Posteriormente, em 1961 passou a albergar o Museu de Setúbal, o qual ficou encerrado ao público durante mais de duas décadas, tendo sido devolvido à cidade em Junho de 2015, após obras de estabilização e reconstrução. Actualmente estão expostas no Convento mais de 30 peças do acervo do Museu, numa espécie de roteiro cronológico, entre o final do século XIV e o século XX, incluindo a obra “Calvário – Cristo Crucificado, Nossa Senhora, São João e Santa Madalena”, doada pela Fundação Büehler-Brockaus, e a pintura “Bocage e as Musas”, de Fernando Santos.

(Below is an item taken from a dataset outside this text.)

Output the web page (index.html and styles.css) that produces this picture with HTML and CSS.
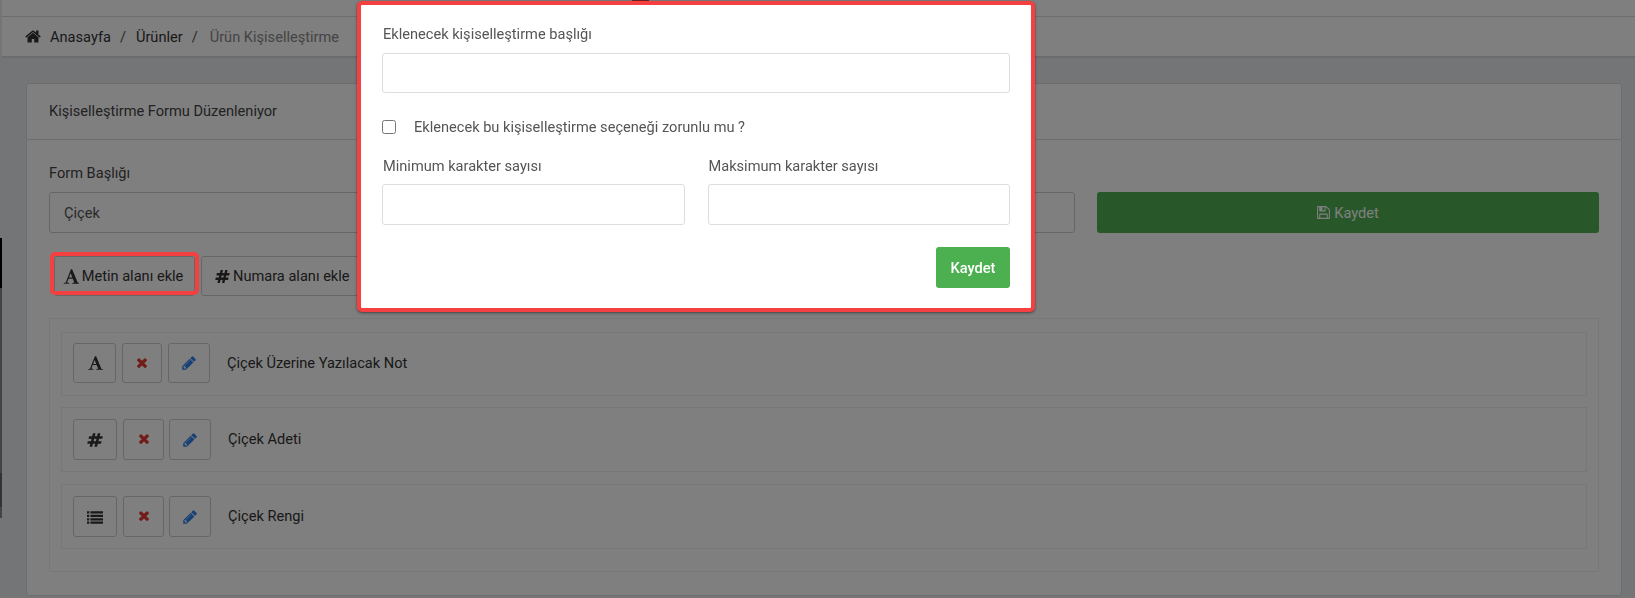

De referir que, parte do acervo do Museu encontra-se exposta na Galeria Municipal (localizado em plena Avenida Luísa Todi), com especial destaque para o retábulo de pintura da Igreja do Convento de Jesus da primeira metade do século XVI, “obra-prima” de um dos maiores pintores portugueses do século XVI, Jorge Afonso, que já foi apresentada em várias cidades europeias, como Sevilha, na Expo 92.

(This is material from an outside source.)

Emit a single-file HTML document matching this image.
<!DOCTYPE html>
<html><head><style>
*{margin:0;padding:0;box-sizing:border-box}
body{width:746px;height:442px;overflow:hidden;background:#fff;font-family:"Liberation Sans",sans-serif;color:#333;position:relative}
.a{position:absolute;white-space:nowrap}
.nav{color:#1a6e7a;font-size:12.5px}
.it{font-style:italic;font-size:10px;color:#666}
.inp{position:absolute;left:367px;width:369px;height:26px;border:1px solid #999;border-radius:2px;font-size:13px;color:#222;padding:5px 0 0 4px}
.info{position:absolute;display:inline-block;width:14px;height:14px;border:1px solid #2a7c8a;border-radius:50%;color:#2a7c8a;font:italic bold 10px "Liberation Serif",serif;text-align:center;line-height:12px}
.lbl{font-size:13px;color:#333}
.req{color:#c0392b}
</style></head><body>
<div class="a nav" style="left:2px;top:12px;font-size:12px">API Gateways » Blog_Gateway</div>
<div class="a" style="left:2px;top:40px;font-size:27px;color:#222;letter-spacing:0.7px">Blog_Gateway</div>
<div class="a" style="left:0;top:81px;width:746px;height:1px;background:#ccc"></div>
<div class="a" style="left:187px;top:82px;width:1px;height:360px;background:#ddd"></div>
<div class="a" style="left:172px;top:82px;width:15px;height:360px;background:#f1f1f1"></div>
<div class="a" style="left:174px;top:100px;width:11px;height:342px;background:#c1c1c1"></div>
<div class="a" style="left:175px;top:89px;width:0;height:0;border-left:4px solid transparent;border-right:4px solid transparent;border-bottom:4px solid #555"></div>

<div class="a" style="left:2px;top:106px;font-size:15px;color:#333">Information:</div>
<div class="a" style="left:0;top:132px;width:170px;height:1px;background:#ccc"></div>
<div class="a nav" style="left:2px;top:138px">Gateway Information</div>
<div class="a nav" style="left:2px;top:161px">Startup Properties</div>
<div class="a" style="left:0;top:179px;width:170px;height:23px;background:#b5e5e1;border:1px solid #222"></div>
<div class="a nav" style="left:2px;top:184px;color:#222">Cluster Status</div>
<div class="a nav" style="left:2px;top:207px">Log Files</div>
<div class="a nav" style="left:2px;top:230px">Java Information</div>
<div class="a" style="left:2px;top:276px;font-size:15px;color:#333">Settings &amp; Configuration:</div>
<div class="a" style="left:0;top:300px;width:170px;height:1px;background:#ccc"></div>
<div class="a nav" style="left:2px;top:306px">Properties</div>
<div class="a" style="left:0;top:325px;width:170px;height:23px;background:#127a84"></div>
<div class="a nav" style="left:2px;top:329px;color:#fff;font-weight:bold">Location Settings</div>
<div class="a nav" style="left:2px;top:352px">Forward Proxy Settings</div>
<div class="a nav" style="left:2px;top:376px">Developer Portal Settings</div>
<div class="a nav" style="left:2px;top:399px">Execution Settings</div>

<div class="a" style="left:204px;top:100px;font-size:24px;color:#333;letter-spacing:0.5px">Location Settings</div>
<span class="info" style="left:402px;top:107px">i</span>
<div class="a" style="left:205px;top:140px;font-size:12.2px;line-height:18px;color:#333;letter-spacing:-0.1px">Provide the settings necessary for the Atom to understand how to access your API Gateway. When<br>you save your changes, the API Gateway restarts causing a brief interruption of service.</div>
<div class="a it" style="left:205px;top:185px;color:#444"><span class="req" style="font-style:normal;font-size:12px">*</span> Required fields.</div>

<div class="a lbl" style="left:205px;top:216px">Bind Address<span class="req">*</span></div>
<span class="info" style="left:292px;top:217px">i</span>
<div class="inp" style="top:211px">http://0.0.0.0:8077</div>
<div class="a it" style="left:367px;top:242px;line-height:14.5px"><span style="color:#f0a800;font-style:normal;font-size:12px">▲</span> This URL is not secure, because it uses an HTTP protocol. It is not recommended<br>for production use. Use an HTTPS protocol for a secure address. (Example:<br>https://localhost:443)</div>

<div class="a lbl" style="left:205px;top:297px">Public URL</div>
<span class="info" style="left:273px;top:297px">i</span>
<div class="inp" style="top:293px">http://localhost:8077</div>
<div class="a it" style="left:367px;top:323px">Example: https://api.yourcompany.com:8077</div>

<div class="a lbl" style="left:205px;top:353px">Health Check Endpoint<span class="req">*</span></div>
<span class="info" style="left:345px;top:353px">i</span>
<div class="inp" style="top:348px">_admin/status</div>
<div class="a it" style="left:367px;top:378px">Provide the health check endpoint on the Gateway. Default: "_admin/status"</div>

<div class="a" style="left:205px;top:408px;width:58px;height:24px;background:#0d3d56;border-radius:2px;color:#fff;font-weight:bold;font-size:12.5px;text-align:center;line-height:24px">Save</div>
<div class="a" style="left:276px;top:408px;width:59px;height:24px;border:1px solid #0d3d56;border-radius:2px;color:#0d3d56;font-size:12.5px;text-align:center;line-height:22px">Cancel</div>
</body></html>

A Igreja do Convento de Jesus de Setúbal na evolução da arquitectura Manuelina 

Geralmente a autoria da construção do Convento de Jesus é atribuída, sem reservas, ao arquitecto Boutaca. No entanto, de acordo com Pedro Dias, Professor Catedrático da Faculdade de Letras da Universidade de Coimbra, na área de História da Arte aposentado em Setembro de 2011,  no âmbito do estudo global da arquitectura manuelina que desenvolveu e do contacto directo com obras de indubitável autoria do arquitecto Boutaca (Mosteiro de Santa Cruz de Coimbra), fez com que duvidasse da comum atribuição.

“O que hoje se vê na Igreja do Convento de Jesus de Setúbal  não é obra de Boutaca, excepto talvez as paredes laterais do corpo do templo, mas sim de um arquitecto estranho à tradição nacional, que destruiu o que estava levantado da fábrica quatrocentista, e que edificou o que hoje se vê, pelos anos próximos aos do fim da primeira década de quinhentos”, refere Pedro Reis. Este não nega “com isto a hipótese de ter sido Boutaca o construtor do edifício levantado durante o tempo de D. João II, mas esse desapareceu quase que totalmente, devido à sua modéstia”.

Acrescenta ainda Pedro Reis que a Boutaca “só se pode atribuir seguramente a obra de Santa Cruz de Coimbra, e para qualquer atribuição de autoria é essa que tem que de ser tomada como padrão e não qualquer outra, seja por aproximação estilística seja por aproximação estrutural”.